* Job *
Whenever a line contains the string "that", copy it out of the entries.

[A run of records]
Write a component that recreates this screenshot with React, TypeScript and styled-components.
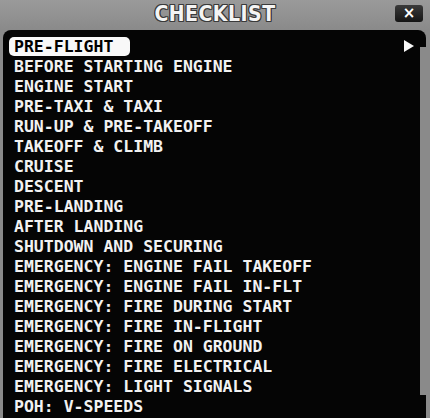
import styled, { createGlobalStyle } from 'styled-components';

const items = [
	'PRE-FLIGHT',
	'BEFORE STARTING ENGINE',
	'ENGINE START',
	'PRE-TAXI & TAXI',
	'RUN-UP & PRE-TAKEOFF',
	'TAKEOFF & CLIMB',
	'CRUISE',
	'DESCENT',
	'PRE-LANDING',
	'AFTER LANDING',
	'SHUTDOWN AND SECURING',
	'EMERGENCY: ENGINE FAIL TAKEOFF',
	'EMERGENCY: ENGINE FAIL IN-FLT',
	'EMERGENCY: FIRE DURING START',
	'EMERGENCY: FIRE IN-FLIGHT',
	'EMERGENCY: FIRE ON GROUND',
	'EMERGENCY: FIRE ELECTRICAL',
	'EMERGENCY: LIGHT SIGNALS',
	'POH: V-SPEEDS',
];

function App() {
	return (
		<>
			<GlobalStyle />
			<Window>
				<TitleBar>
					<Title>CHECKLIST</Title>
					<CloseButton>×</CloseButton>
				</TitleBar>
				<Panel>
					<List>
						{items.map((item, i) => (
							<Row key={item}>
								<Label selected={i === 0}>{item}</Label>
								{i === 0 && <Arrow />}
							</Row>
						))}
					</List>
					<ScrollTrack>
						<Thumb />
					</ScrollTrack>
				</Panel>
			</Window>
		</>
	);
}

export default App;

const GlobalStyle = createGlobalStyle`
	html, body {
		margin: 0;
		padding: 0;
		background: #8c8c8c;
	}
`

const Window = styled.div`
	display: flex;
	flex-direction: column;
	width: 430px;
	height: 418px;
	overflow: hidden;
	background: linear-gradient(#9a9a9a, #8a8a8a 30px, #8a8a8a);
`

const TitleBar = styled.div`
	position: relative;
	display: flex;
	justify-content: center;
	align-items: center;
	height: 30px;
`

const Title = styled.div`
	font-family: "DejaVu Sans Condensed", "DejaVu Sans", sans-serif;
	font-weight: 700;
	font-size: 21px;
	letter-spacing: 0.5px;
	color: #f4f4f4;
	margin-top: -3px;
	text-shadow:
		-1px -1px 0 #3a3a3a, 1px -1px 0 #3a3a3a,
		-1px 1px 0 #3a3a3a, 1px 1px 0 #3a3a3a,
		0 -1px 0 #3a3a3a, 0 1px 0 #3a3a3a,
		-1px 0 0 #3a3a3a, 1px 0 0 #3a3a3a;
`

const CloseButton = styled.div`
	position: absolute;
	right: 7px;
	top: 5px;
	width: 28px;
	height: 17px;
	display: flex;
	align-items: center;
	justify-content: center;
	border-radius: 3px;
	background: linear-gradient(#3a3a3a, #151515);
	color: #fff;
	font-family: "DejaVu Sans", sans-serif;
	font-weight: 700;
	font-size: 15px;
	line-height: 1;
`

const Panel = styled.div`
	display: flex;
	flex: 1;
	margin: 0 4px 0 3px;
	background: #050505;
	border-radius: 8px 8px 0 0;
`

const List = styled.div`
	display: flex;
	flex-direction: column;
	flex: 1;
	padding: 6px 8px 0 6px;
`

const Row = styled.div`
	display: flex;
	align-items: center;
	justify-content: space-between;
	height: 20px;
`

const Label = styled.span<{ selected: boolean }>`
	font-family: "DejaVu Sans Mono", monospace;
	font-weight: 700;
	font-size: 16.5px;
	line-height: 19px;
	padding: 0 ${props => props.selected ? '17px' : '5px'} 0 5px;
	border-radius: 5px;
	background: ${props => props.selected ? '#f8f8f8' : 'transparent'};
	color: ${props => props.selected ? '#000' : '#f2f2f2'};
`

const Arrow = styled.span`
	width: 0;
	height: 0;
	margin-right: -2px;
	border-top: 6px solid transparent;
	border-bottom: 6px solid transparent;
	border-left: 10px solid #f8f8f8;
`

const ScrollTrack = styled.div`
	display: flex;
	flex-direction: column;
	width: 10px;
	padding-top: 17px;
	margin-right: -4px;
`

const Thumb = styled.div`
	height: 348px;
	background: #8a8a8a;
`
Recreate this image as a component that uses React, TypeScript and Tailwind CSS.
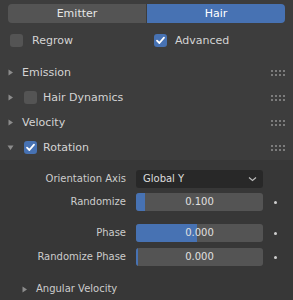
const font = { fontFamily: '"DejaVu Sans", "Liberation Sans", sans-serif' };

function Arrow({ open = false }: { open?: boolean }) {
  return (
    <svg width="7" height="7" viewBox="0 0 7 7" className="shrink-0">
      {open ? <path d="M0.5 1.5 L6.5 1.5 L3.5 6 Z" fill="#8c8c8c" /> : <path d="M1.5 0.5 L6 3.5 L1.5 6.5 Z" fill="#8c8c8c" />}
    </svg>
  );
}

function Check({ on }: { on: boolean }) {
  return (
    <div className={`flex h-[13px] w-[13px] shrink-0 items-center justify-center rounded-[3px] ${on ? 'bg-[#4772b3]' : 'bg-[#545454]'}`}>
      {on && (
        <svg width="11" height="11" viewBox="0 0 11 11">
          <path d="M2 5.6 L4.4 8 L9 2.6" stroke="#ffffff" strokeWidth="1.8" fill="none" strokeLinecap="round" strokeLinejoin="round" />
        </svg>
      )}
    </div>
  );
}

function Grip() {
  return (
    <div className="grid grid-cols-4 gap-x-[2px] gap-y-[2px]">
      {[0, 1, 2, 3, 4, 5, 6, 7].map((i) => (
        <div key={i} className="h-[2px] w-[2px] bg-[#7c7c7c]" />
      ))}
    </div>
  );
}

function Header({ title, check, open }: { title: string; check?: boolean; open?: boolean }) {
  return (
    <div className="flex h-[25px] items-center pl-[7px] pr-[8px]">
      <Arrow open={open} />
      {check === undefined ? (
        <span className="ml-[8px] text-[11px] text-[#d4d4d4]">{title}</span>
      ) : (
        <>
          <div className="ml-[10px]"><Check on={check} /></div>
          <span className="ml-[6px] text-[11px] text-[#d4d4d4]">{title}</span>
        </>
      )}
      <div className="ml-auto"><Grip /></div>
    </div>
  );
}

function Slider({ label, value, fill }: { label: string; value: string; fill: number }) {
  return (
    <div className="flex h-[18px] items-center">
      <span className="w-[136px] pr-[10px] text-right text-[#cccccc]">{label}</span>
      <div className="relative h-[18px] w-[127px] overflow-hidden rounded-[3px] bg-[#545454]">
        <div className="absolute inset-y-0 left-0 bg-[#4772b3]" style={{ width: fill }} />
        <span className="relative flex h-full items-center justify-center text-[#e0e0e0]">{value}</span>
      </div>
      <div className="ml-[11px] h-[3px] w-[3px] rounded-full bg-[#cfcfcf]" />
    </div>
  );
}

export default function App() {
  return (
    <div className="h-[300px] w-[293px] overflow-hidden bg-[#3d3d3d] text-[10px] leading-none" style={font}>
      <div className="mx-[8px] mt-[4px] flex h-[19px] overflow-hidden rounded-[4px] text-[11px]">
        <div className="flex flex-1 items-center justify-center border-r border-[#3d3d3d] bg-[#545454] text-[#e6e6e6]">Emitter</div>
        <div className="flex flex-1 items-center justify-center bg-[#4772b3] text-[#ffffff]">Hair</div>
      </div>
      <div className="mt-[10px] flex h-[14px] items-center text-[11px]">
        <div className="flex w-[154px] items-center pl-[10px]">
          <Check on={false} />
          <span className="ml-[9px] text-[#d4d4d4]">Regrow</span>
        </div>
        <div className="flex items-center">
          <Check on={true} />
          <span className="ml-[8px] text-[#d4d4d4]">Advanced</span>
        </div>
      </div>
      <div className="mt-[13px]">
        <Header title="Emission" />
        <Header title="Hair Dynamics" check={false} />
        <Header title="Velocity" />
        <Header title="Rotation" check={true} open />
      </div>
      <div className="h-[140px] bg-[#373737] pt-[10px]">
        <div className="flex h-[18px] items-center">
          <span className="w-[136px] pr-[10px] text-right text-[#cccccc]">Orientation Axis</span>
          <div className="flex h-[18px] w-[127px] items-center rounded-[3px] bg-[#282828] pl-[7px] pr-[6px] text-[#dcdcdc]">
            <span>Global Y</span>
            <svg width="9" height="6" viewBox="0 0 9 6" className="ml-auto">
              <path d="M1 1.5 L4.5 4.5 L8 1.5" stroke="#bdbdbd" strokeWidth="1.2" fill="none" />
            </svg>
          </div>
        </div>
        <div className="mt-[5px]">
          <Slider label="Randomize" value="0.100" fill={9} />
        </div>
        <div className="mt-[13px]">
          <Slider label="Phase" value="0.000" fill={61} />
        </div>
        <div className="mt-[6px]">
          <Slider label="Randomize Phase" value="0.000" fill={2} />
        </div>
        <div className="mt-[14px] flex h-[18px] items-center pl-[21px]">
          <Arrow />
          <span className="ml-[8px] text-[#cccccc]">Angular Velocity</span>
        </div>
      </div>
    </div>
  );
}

* Answer to the exercise *
Write a component that recreates this screenshot with React, TypeScript and styled-components.
Recreate this image as a component that uses React, TypeScript and Tailwind CSS.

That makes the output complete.